Paul Laurence Dunbar wrote "We Wear the Mask" to expose the psychological survival strategy forced upon African Americans in the post-Reconstruction era. The poem directly answers the question by showing that the mask is a necessary facade worn to hide pain, anger, and despair from a white society that refuses to acknowledge Black humanity.
What Historical Pressures Compelled Dunbar to Write This Poem?
Dunbar published the poem in 1895, a time when Jim Crow laws were being codified across the American South. Lynchings reached their highest recorded levels, and African Americans faced systematic disenfranchisement through poll taxes and literacy tests. In this climate, any public expression of anger or grief could invite violent retaliation. Dunbar himself understood this pressure intimately. As a Black poet, he was often expected to write in dialect and produce cheerful, non-threatening work for white audiences. The mask in the poem represents the double consciousness that W.E.B. Du Bois would later describe: the need to see oneself through the eyes of a hostile society while preserving an inner self.
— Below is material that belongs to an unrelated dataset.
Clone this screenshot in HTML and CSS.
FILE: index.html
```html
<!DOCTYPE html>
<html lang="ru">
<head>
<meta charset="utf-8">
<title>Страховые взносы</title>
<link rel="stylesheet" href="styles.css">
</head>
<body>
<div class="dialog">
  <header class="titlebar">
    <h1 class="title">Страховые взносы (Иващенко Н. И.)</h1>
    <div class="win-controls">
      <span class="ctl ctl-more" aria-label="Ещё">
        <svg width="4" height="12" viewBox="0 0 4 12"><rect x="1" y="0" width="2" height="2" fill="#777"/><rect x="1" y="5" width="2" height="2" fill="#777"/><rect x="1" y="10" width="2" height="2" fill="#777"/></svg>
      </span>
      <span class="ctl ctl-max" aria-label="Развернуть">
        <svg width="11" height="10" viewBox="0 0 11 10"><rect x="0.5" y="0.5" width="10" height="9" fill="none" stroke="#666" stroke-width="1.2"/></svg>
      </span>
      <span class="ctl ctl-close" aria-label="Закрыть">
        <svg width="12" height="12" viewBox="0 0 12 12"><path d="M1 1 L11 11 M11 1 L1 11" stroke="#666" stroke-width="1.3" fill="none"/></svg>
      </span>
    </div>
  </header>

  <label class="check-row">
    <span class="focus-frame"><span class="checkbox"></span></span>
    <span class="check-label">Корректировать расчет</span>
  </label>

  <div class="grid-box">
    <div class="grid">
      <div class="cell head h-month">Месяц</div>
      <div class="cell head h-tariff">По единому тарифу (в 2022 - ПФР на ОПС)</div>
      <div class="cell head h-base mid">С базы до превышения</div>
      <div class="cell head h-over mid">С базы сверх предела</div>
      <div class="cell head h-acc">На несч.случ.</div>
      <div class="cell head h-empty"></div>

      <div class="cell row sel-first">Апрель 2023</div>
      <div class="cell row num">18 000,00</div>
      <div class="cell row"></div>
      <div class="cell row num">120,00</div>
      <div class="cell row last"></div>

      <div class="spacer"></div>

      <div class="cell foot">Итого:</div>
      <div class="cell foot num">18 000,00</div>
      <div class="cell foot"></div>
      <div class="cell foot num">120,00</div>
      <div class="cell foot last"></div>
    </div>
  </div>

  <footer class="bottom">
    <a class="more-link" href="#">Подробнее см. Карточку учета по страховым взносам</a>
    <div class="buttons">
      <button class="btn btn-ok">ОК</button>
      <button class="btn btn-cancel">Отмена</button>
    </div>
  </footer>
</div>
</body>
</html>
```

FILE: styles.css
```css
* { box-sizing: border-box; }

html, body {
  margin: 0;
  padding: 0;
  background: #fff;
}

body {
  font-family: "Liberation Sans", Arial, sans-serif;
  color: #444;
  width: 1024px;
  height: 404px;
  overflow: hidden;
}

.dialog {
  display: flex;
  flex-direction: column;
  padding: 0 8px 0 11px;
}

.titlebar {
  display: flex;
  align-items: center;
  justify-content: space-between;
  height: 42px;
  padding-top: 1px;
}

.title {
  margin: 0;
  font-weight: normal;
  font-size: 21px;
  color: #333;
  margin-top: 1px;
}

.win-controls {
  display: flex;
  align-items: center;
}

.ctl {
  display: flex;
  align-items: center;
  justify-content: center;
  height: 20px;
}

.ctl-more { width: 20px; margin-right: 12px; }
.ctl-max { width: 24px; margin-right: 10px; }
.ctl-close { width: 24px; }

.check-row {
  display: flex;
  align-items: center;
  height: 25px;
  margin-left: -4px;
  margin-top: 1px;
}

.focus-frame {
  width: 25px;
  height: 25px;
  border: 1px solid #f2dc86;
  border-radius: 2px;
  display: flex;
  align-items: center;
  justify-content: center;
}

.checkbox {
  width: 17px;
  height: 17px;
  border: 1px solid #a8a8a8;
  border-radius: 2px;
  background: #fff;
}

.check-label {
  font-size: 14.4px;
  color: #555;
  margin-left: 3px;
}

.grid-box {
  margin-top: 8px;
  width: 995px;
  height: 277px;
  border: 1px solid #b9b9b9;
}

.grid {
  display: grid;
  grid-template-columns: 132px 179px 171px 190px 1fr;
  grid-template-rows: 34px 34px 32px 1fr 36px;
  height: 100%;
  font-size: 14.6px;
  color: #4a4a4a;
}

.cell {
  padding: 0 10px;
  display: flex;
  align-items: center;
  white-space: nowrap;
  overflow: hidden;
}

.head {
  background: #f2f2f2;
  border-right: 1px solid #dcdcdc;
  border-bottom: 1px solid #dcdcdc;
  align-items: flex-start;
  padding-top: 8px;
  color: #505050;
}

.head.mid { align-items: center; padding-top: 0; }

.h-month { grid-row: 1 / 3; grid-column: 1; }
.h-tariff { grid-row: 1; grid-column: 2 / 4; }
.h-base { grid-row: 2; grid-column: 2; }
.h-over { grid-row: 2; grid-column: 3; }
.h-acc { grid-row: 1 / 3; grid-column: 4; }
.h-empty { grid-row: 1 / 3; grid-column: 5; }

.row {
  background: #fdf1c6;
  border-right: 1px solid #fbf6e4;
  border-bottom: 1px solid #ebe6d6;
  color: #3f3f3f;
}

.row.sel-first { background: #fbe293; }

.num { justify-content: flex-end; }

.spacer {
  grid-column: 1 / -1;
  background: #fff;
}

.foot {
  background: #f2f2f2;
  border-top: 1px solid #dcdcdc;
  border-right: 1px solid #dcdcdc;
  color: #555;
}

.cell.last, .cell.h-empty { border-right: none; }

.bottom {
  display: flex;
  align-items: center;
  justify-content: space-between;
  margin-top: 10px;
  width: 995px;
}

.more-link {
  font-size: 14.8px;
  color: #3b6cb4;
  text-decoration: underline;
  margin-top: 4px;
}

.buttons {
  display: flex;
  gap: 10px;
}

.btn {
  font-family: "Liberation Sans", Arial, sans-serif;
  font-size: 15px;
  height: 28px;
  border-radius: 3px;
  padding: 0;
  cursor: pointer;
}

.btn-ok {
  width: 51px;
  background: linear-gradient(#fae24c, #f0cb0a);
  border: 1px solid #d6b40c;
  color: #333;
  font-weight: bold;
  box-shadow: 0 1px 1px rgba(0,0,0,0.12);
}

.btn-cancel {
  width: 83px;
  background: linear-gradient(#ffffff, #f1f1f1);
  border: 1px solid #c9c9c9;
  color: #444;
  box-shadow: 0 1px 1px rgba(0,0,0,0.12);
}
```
How Does the Poem's Form Reflect the Act of Masking?
Dunbar crafts the poem with a smooth, regular rhyme scheme and consistent meter, creating a surface that sounds almost songlike. This polished form contrasts sharply with the grim content about "torn and bleeding hearts." The structural tension forces readers to experience the gap between appearance and reality. Key elements include:
- The refrain "We wear the mask" repeated three times, emphasizing that this is a collective, inescapable condition.
- Images of smiling and grinning that hide suffering, directly linking the mask to emotional suppression.
- The address to "Christ" in the final stanza, suggesting that only a divine being sees the truth, while human society remains willfully blind.
By making the poem pleasant to read while its meaning is devastating, Dunbar demonstrates how the mask operates on both a social and artistic level.
What Specific Sufferings Does the Mask Conceal?
Dunbar's mask hides multiple layers of oppression central to the African American experience in the 1890s. The following table outlines the key sufferings referenced in the poem and their historical realities:
| Poetic Element | Concealed Suffering | Historical Context |
|---|---|---|
| "Torn and bleeding hearts" | Emotional trauma from racism | Constant threat of violence, including lynchings that peaked in the 1890s |
| "We smile, but, O great Christ, our cries" | Suppressed anger and grief | Legal segregation and loss of voting rights after the Plessy v. Ferguson decision in 1896 |
| "Debt" and "guile" | Economic exploitation and forced deception | Sharecropping systems and convict leasing that trapped Black families in poverty |
The mask is not a choice but a necessity. Without it, the wearer risks punishment or death. Dunbar shows that the mask also protects the oppressor from having to confront the cruelty of the system.
Why Did Dunbar Choose a Mask as His Central Metaphor?
The mask was a deliberate, culturally resonant choice. In 19th-century American theater, minstrel shows used blackface masks to caricature African Americans as happy, lazy, and simple. Dunbar subverts this imagery. His mask is not a disguise worn for entertainment but a shield worn for survival. The mask also draws on the classical tradition of persona, the Latin word for mask, suggesting that all social interaction involves some performance. However, Dunbar specifies that for Black Americans, this performance is coerced and carries a terrible cost. The mask becomes a symbol of invisible suffering, the pain that society refuses to acknowledge because acknowledging it would demand change.